Dans ce processus d’analyse des faux, on voit donc bien que l’intérêt des experts se porte également sur une histoire du goût qui redonne aux faux une place importante dans l’histoire des sensibilités. Mauro Natale s'intéresse principalement à la peinture du Moyen Âge, à la production artistique de la Renaissance en Italie, en France et en Espagne, ainsi qu'aux échanges entre ces régions européennes et à l'histoire du collectionnisme. Considéré comme une autorité sur le sujet au sein de la communauté scientifique, son opinion sur les trois panneaux aide à éclairer les rapports entre les faux et les échanges de productions artistiques en Europe. Responsable du Catalogue des peintures italiennes du Musée d'art et d'histoire de Genève (1979), Mauro Natale a également fait du faux un objet d’étude à part entière dans son ouvrage L’art d’imiter. Falsifications - Manipulations - Pastiches (Genève 1997).

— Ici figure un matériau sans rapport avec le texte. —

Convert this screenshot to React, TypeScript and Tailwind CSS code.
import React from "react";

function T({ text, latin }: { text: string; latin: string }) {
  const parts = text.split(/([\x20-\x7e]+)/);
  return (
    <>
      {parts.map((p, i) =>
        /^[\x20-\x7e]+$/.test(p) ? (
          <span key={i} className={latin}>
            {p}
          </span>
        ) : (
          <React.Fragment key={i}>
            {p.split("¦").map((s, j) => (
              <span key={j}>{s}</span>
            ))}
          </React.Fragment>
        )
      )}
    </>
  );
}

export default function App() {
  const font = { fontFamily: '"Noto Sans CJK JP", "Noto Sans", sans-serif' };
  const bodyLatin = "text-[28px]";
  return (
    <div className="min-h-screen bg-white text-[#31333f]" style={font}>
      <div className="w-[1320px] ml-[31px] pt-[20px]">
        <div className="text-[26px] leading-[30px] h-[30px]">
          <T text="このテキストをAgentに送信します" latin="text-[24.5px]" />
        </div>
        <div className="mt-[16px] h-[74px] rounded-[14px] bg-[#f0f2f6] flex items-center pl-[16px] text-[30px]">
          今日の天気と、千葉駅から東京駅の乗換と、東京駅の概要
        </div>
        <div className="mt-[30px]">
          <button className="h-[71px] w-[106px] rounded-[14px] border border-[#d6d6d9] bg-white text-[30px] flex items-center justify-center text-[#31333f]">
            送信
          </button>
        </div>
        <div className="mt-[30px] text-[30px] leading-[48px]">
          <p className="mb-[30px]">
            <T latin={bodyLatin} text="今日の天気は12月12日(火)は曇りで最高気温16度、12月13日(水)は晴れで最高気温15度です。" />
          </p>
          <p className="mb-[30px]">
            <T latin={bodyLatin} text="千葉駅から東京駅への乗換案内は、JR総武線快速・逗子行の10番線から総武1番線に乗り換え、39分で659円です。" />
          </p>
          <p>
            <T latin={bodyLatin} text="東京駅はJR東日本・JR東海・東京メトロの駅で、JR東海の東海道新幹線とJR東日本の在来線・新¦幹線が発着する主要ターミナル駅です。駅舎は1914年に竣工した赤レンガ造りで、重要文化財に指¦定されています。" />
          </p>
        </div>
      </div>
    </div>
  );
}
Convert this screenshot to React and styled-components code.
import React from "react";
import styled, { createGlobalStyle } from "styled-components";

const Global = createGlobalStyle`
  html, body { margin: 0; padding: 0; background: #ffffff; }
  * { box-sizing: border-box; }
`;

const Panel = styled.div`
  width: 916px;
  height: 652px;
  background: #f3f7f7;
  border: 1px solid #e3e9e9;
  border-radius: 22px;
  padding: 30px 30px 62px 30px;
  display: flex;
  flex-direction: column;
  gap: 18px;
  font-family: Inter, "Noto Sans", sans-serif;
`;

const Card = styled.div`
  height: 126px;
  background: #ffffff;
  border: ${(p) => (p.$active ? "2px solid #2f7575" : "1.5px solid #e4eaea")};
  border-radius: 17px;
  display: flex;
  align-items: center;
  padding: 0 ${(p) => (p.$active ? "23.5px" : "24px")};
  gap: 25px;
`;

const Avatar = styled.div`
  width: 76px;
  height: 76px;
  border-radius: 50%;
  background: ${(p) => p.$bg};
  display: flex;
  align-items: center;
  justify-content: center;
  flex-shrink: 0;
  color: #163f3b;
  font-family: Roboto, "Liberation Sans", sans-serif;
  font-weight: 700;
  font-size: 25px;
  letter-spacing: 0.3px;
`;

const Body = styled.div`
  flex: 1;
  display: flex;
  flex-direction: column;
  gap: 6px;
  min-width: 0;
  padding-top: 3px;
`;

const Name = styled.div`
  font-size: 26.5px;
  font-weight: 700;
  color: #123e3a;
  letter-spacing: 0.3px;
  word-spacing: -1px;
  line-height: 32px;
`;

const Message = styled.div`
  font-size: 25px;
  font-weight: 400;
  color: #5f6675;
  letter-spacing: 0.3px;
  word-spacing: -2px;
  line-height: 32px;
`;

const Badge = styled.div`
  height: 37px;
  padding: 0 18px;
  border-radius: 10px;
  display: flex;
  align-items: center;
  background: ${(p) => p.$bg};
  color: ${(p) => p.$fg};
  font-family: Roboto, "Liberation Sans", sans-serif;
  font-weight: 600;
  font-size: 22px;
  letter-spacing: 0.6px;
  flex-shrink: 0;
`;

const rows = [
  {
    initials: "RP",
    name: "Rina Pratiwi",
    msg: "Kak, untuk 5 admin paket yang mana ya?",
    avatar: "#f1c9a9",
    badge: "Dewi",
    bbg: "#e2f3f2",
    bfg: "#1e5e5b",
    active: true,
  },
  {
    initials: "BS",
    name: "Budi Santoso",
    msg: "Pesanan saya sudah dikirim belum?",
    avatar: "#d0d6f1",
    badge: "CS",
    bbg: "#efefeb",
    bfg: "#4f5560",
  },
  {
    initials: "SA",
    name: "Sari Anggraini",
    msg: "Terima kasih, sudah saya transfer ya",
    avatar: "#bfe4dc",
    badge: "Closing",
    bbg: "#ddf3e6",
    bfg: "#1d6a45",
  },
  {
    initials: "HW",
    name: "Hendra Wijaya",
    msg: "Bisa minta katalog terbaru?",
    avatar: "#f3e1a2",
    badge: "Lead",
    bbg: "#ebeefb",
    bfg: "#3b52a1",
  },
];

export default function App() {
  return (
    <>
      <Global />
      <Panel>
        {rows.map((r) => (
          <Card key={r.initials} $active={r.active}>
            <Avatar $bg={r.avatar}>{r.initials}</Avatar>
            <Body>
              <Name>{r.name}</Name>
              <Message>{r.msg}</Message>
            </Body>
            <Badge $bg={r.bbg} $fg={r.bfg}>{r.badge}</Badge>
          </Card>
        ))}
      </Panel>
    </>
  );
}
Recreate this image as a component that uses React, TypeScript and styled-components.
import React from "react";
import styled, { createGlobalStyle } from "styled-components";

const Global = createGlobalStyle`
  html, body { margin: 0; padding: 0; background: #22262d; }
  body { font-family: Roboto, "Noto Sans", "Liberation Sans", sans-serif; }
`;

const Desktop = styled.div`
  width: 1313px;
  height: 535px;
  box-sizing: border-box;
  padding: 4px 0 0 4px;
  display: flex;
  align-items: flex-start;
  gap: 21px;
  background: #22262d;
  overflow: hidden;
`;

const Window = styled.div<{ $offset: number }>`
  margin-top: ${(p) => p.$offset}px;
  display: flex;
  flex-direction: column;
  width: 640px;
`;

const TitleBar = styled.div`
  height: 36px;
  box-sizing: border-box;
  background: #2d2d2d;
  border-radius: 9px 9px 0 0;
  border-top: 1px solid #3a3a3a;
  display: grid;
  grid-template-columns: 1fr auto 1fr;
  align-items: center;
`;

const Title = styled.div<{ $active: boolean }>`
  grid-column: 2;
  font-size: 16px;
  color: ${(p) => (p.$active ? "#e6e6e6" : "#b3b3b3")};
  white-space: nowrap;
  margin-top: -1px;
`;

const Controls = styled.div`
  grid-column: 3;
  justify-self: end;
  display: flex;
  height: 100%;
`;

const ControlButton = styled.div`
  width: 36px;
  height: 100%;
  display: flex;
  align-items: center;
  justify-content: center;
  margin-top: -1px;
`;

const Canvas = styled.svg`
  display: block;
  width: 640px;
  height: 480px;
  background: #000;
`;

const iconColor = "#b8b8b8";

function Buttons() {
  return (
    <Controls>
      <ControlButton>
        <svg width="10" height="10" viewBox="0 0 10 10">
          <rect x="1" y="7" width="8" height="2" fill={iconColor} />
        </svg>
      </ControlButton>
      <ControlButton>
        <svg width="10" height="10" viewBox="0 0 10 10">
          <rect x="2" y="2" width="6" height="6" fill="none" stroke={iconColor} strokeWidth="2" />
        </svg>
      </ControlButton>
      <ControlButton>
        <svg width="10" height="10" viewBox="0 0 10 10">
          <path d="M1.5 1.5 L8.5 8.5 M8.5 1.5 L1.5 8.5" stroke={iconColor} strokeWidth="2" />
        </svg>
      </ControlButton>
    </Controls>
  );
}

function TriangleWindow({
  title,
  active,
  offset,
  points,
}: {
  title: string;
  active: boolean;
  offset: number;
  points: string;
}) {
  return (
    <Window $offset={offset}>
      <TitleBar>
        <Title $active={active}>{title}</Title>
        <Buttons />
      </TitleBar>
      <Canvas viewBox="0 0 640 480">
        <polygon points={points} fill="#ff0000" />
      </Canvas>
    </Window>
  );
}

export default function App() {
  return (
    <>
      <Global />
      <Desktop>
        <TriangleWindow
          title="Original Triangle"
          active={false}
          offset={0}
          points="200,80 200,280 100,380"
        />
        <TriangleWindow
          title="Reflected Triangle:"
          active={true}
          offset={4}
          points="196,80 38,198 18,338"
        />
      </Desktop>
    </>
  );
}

En raison de disparités stylistiques et techniques, on ne peut ni confirmer, ni démentir la possibilité que les trois panneaux aient été produits par le même faussaire. Cependant, ces œuvres permettent d’attirer l’attention sur la perception du style de l'école d'Aragon et donc sa reproduction par des faussaires à la fin du XXe s. et invitent à réfléchir sur la diffusion des faux espagnols en France et leur présence dans les musées.

L’imitation se base sur des éléments du style néo-gothique, en vogue au XIXe siècle (vêtements, blasons, motifs décoratifs, dorure. Leur exagération, ainsi que l’inspiration directe de stéréotypes, laissent penser que le faussaire n’aurait jamais vu d’originaux et aurait travaillé selon des intuitions générales reflétant davantage son époque que le XVe siècle aragonais. Par exemple, Mme Lacarra Ducay remarque que les vêtements des personnages reprennent des parures folkloriques et renvoient plutôt au style vestimentaire en vogue en Espagne dans les années 1970 qu’au style des vêtements du XVe siècle. Les fantasmes sur le romantisme imagé du Moyen Âge dans la littérature moderne peuvent être la raison d’une possible production en vogue à cette époque. Le catalogue d’exposition Le temps de la peinture (Ramond, 2007) souligne l’intérêt des collectionneurs lyonnais pour les primitifs italiens et espagnols à Lyon entre le XIX et le début du XXe siècle sous l’impulsion de “peintres troubadours”. Ces peintres et des collectionneurs ont longtemps été proches du musée municipal de Lyon. Leur objectif était d’en faire un lieu fort de culture locale, où les gens de la bonne société et les artistes pouvaient se réunir. Ces collectionneurs, fervents participants de la célébration et l’élaboration d’un goût lyonnais, avaient pour habitude d’enrichir les collections du musée par de nombreux dons et legs d'œuvres. Le catalogue dresse précisément le portrait du musée lyonnais comme le centre d’une société bourgeoise qui tente de rivaliser avec les autres lieux de culture de l’époque. Ainsi, une grande complicité se forge entre notables lyonnais et administration muséale. Ces grands collectionneurs pris dans un jeu social n’auraient-il pas été abusés lors de certains achats d'œuvre ? Les peintres “troubadours” semblent, au travers de leurs voyages, avoir pu voir des œuvres de primitifs aragonais et tirer parti durant leurs déplacements de leur talent et des ambitions culturelles locales.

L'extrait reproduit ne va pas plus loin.